The Ravens have gradually increased the workload of starting cornerback Lardarius Webb, who tore his anterior cruciate ligament last October against the Dallas Cowboys.
Webb intercepted a Joe Flacco pass in the end zone and also deflected a pass in red-zone drills during Thursday's practice. He appears to be on track to play in the season opener against the Denver Broncos, but the Ravens are cautious about exposing him to much contact during the preseason for now.
"I think it's going in the right direction," defensive coordinator Dean Pees said. "I think he's starting to feel comfortable. Teryl Austin is doing a great job of kind of monitoring him and getting him in on situations that aren't maybe going to be a lot of contact right now.
"We know what he can do.
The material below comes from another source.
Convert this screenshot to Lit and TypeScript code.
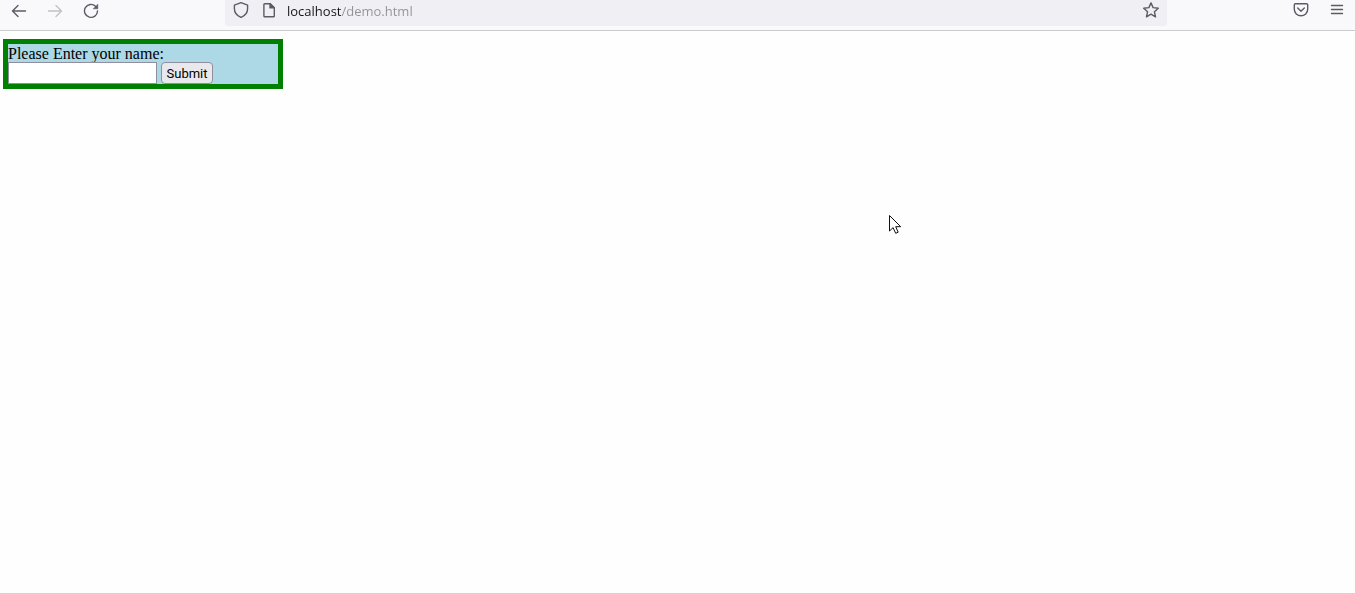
import { LitElement, html, css } from "lit";
import { customElement, state } from "lit/decorators.js";

@customElement("browser-toolbar")
export class BrowserToolbar extends LitElement {
  static styles = css`
    :host {
      display: block;
      background: #f9f9fb;
      border-bottom: 1px solid #cccccf;
    }
    .bar {
      display: flex;
      align-items: flex-start;
      height: 30px;
    }
    .nav {
      display: flex;
      flex: 0 0 221px;
      gap: 6px;
      padding-left: 4px;
    }
    .address {
      display: flex;
      flex: 1;
      min-width: 0;
      height: 26px;
      background: #f0f0f4;
      border-radius: 0 0 4px 4px;
    }
    .tools {
      display: flex;
      flex: 0 0 188px;
      box-sizing: border-box;
      justify-content: flex-end;
      gap: 12px;
      padding-right: 6px;
    }
    button {
      display: grid;
      place-items: center;
      flex: none;
      margin: 0;
      padding: 0;
      border: 0;
      background: none;
      color: #5b5b66;
      width: 24px;
      height: 20px;
    }
    .nav button {
      width: 30px;
      height: 22px;
    }
    .address .shield,
    .address .star {
      width: 32px;
    }
    button:disabled {
      color: #c1c1c6;
    }
    svg {
      display: block;
      width: 16px;
      height: 16px;
      fill: none;
      stroke: currentColor;
      stroke-width: 1.4;
      stroke-linecap: round;
      stroke-linejoin: round;
    }
    input {
      flex: 1;
      min-width: 0;
      height: 22px;
      margin: 0;
      padding: 0 0 0 6px;
      border: 0;
      outline: 0;
      font: 13px/22px "Open Sans", "Noto Sans", sans-serif;
      color: #15141a;
      -webkit-text-fill-color: transparent;
      background: linear-gradient(90deg, #15141a 60px, #929297 60px);
      -webkit-background-clip: text;
      background-clip: text;
    }
  `;

  render() {
    return html`
      <header class="bar">
        <nav class="nav" aria-label="History">
          <button aria-label="Back">
            <svg viewBox="0 0 16 16"><path d="M14.500 8H1.500M7 2.500 1.500 8 7 13.500" /></svg>
          </button>
          <button aria-label="Forward" disabled>
            <svg viewBox="0 0 16 16"><path d="M1.500 8h13M9 2.500l5.500 5.500L9 13.500" /></svg>
          </button>
          <button aria-label="Reload">
            <svg viewBox="0 0 16 16">
              <path d="M12.500 3.200A6.500 6.500 0 1 0 14.500 8" />
              <path d="M14.800 1.500v4.300h-4.300z" fill="currentColor" stroke-width=".6" />
            </svg>
          </button>
        </nav>
        <div class="address">
          <button class="shield" aria-label="Tracking protection">
            <svg viewBox="0 0 16 16">
              <path d="M8 .7 14.600 3.200v3.300c0 4-2.600 7.300-6.600 8.900-4-1.600-6.600-4.900-6.600-8.900V3.200z" />
            </svg>
          </button>
          <button aria-label="Site information">
            <svg viewBox="0 0 16 16">
              <path d="M3.700 1.700h5.600l4 4v8.200a.8.8 0 0 1-.8.800H3.700a.8.8 0 0 1-.8-.800V2.500a.8.8 0 0 1 .8-.8z" />
              <path d="M9 1.700v4.200h4.300z" fill="currentColor" />
            </svg>
          </button>
          <input aria-label="Address" type="text" spellcheck="false" value="localhost/demo.html" />
          <button class="star" aria-label="Bookmark this page">
            <svg viewBox="0 0 16 16">
              <path d="m8 .9 2.100 4.700 5.200.6-3.900 3.500 1.100 5.100L8 12.200l-4.500 2.600 1.100-5.100L.7 6.200l5.200-.6z" />
            </svg>
          </button>
        </div>
        <div class="tools">
          <button aria-label="Save to Pocket">
            <svg viewBox="0 0 16 16">
              <path d="M2.500 1.700h11a1.200 1.200 0 0 1 1.200 1.200v4.400a6.700 6.500 0 0 1-13.400 0V2.900a1.200 1.200 0 0 1 1.200-1.200z" />
              <path d="M4.700 6 8 9.200 11.300 6" />
            </svg>
          </button>
          <button aria-label="Open application menu">
            <svg viewBox="0 0 16 16"><path d="M2.500 3.500h11M2.500 7.500h11M2.500 11.500h11" /></svg>
          </button>
        </div>
      </header>
    `;
  }
}

@customElement("app-root")
export class AppRoot extends LitElement {
  static styles = css`
    :host {
      display: block;
      position: relative;
      min-height: 100vh;
      background: #fefefe;
    }
    main {
      padding: 8px 3px;
    }
    .box {
      box-sizing: border-box;
      width: 280px;
      max-width: 100%;
      border: 5px solid #008000;
      background: #add8e6;
      color: #000;
      font: 16px/18px "Liberation Serif", serif;
    }
    label {
      display: block;
      height: 18px;
      line-height: 20px;
    }
    .row {
      display: flex;
      gap: 4px;
    }
    input,
    button {
      box-sizing: border-box;
      height: 22px;
      margin: 0;
      border: 1px solid #8f8f9d;
      font: 13px/16px Roboto, "Open Sans", sans-serif;
      color: #000;
    }
    input {
      width: 149px;
      padding: 1px 2px;
      background: #fff;
    }
    button {
      padding: 2px 0 0;
      width: 52px;
      border-radius: 4px;
      background: #e9e9ed;
    }
    .pointer {
      position: absolute;
      left: 889px;
      top: 214px;
      width: 13px;
      height: 21px;
      pointer-events: none;
    }
  `;

  @state() private name = "";

  private onInput(e: Event) {
    this.name = (e.target as HTMLInputElement).value;
  }

  render() {
    return html`
      <browser-toolbar></browser-toolbar>
      <main>
        <form class="box" @submit=${(e: Event) => e.preventDefault()}>
          <label for="name">Please Enter your name:</label>
          <div class="row">
            <input id="name" type="text" .value=${this.name} @input=${this.onInput} />
            <button type="submit">Submit</button>
          </div>
        </form>
      </main>
      <svg class="pointer" viewBox="0 0 13 21" aria-hidden="true">
        <path
          d="M.5 1.500v15.500l3.600-3.400 2.600 5.700 2.500-1.100-2.500-5.500h5z"
          fill="#fff"
          stroke="#111"
        />
      </svg>
    `;
  }
}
We need to get him ready for the season. I think Teryl has been doing a great job with that. It's coming along, and we will get him back."
Big leg for Tucker
Kicker Justin Tucker nearly powered through a 71-yard field goal Wednesday with the attempt coming up a few yards shy of the crossbar.
Tucker would love the chance to attempt a field goal that long in a game after hitting a career-long 56-yarder as a rookie.
"At a certain point, you don't even look at where you are on the field," Tucker said. "You just swing for the fences and try to put the ball through the yellow things. That tends to make people happy. That's what they pay me to do. They pay me to make kicks.
"If they want to send me out there to lay away at the ball, I'm all for it. I love hitting 'em. It's definitely far, but, hey, if they give me opportunities, I'm sure as hell going to try to make it."
Tucker connected on 30 of 33 field goals as a rookie, including four kicks from 50 yards or beyond.
"I don't really think about it in terms of, 'Is my leg stronger?' " Tucker said. "I think my technique is getting better."
Ravens special teams coordinator Jerry Rosburg said he's seen Tucker connect on practice field goals up to the mid 60-yard range.
Could the Ravens try that in games this fall?
"He's got a strong leg, and we're going to use the weapon that we have," Rosburg said. "You have to strategically go into the game saying, 'When would we use this?' The field-position gamble is not worth it during a normal game situation, it's just not worth it. Percentages are not with you.
"At the end of the half, with three seconds, you really have nothing to lose, so you try to find out his range, see how far you can make it from and make sure your protection is good. We don't change the timing of the kick, and we just make it a normal field goal. And if he doesn't make it, it's nothing lost."
The Ravens currently have veteran James Ihedigbo listed as the first-string strong safety, but rookie Matt Elam is pushing hard for a starting job.
"I don't know who I would pick right now," Pees said. "It's just a really competitive situation right now. That's great for us. It's really great for them, because it makes them play even harder and get better. Right now, I just think that we have some depth there, because everyone is competing real hard."
Pees gives Ihedigbo high marks for versatility, including his ability as a force player in run support and pass-rushing skills.
"The thing about James is one thing that is going to carry over from last year is that he is a multiple position guy," Pees said. "He can actually get out in the box in our sub package and play as a linebacker and do some things. Pretty good blitzer, all those kinds of things. The good thing about him right now is he kind of knows the package probably a little better than maybe Matt does, so we can do more things with him."
A former consensus All-American at the University of Florida, Elam was selected with the 32nd and final pick of the first round. The Ravens have no buyer's remorse on Elam.
"He's fast, and he's tough, that's what you want in a strong safety," Pees said. "The guy will come hit you. He had a play where he showed his closing speed on [backup quarterback] Tyrod [Taylor], who is very fast. The guy can run, and he can hit.
"He's a smart player, and he just needs to keep on learning the system and getting used to it. He still makes the rookie mistakes and stuff that eventually he will get rid of. We always ask three things out a player: be tough, be smart and give great effort. When you are fast and give great effort, that shows up."
Pro Bowl banquet?
Rosburg couldn't resist taking a funny dig at the NFL eliminating returners in its revamped Pro Bowl format, delivering a walk-off line to conclude his news conference.
"Why are we playing?" Rosburg said. "Let's just have a banquet."
The Ravens reached a four-week injury settlement with linebacker Spencer Adkins, who was waived-injured with a hamstring injury.